Collected data entries:
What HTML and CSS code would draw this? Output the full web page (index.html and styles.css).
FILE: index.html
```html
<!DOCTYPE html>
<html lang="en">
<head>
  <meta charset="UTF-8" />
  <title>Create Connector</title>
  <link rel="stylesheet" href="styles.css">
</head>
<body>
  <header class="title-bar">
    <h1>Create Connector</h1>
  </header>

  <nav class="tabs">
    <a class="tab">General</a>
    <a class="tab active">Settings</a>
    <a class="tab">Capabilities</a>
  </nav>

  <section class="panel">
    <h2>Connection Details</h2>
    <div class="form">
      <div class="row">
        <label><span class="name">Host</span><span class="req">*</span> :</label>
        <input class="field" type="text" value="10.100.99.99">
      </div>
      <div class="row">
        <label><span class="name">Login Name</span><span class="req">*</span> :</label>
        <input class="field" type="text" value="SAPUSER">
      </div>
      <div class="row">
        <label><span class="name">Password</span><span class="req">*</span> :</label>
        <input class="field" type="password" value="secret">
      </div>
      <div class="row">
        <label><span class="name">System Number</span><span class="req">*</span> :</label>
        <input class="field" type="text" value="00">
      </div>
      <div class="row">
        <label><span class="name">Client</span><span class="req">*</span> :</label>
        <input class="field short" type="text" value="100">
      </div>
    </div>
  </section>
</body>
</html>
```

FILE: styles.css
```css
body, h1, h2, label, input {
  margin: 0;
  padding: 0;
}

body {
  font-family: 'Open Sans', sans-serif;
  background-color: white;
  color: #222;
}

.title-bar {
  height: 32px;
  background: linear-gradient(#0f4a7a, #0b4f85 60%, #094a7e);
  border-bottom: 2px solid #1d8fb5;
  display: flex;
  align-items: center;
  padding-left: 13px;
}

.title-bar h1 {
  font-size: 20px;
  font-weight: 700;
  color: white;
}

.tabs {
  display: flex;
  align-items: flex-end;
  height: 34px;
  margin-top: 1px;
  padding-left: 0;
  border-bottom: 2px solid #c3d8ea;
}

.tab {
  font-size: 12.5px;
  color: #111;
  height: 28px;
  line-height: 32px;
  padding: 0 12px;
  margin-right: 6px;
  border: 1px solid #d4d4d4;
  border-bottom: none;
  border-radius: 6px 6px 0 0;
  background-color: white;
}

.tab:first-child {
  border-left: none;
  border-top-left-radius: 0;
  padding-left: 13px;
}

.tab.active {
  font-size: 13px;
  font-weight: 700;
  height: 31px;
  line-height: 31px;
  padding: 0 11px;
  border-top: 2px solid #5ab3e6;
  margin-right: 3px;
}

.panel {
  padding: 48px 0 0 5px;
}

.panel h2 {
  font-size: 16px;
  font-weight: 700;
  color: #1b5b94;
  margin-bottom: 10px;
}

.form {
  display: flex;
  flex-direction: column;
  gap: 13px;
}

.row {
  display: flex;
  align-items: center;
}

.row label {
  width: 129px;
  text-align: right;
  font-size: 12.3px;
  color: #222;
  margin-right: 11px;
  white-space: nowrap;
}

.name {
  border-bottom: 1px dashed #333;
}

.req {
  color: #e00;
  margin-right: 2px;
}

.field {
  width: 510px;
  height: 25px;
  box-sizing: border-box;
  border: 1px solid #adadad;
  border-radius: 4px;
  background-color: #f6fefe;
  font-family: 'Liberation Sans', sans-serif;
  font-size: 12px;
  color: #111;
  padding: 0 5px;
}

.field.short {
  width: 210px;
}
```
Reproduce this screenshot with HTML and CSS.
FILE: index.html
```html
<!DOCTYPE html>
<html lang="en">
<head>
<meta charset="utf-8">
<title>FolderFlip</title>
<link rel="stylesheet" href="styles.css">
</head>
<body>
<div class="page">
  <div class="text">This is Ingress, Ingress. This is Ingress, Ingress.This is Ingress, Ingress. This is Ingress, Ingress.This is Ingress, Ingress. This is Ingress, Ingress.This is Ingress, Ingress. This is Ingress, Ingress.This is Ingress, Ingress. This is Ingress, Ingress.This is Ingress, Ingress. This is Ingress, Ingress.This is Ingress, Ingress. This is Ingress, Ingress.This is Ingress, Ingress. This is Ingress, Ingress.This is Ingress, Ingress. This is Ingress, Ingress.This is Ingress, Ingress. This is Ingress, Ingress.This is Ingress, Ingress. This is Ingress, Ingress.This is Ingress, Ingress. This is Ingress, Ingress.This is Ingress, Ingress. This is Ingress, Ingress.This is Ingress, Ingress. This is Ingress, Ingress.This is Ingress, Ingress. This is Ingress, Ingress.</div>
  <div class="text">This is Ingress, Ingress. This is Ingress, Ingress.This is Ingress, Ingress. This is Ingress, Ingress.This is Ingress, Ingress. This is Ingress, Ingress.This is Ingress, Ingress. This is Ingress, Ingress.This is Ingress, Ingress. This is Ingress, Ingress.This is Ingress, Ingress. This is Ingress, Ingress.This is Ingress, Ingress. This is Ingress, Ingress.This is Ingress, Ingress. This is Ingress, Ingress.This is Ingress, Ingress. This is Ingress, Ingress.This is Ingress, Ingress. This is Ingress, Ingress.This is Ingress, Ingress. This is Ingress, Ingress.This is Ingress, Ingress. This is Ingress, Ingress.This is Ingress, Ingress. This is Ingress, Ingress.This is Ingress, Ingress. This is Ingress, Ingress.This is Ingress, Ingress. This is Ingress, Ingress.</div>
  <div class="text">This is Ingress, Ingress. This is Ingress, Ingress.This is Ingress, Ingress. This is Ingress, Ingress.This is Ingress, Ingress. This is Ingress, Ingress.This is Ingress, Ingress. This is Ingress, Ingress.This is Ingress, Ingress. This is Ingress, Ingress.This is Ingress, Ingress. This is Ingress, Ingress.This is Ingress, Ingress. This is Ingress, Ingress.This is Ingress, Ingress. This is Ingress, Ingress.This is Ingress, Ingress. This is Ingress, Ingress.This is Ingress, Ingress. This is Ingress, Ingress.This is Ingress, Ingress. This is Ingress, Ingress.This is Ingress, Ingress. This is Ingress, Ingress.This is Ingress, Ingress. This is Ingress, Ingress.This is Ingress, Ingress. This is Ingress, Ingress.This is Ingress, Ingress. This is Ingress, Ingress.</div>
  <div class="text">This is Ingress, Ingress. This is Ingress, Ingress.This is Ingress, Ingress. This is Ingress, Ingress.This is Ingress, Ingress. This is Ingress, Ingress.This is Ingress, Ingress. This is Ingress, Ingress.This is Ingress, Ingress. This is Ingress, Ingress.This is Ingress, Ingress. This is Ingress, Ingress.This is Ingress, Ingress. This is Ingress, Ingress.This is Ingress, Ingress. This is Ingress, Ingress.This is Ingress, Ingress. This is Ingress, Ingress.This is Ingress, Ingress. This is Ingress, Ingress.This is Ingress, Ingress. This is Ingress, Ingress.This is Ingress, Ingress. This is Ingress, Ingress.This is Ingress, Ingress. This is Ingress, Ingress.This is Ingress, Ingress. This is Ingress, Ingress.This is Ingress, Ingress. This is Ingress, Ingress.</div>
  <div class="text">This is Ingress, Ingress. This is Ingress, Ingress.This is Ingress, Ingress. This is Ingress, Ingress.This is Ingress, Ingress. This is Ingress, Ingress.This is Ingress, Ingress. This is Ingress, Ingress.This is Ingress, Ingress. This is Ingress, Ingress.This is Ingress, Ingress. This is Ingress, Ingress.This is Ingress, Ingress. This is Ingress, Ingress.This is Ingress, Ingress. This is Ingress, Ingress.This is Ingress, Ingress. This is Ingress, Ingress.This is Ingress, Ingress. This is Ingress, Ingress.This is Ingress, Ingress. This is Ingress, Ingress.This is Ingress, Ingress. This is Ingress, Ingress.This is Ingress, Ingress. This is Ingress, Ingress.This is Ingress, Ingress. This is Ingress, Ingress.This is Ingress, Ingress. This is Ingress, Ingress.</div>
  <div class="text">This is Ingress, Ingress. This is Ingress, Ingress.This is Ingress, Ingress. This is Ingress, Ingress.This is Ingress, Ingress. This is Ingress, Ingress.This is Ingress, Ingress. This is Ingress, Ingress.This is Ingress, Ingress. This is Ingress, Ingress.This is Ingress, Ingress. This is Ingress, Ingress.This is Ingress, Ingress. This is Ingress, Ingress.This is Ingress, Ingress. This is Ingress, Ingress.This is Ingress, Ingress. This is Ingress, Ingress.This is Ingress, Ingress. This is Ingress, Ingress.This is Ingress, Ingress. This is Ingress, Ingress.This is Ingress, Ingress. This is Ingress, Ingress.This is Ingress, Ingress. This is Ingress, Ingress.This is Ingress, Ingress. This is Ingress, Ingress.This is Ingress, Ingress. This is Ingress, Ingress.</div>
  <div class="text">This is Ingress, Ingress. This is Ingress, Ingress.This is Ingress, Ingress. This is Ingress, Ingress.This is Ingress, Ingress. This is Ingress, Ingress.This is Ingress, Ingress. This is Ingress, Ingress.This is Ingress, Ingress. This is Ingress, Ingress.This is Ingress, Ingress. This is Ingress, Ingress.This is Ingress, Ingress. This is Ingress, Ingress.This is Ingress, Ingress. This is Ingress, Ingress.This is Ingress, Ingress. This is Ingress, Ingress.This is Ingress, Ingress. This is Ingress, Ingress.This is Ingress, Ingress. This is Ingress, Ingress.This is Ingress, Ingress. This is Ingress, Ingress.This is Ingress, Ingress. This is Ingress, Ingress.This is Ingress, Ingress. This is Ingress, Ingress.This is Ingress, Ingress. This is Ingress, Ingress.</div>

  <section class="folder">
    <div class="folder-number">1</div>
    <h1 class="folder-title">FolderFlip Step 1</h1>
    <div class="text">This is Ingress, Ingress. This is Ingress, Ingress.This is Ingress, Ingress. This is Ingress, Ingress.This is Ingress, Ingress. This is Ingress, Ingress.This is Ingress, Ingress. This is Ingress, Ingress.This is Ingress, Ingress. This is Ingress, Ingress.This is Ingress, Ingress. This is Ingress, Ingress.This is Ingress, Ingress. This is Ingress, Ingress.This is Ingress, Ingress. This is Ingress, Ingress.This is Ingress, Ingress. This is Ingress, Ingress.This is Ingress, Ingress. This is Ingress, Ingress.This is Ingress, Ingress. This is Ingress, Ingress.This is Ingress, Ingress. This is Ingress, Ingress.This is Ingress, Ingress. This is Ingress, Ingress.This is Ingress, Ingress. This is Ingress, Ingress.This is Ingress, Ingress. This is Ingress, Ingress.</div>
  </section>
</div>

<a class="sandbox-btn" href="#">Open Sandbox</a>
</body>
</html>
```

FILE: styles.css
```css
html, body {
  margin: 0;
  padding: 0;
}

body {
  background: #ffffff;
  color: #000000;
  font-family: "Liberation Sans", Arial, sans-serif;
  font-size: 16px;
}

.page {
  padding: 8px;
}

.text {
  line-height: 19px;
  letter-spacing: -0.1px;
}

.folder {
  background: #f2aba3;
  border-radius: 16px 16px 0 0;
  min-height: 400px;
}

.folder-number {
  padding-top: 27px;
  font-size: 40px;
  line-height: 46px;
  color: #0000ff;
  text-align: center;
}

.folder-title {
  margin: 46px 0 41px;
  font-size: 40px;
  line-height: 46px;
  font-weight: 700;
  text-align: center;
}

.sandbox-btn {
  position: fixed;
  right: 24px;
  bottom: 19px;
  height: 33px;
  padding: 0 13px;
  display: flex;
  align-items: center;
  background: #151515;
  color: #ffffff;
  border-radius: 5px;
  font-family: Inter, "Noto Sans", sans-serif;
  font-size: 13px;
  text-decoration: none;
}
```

## Challenge
All lines in the data that contain the word "styles" should be copied.

## Result of the task
What HTML and CSS code would draw this? Output the full web page (index.html and styles.css).
  <link rel="stylesheet" href="styles.css">
FILE: styles.css
<link rel="stylesheet" href="styles.css">
FILE: styles.css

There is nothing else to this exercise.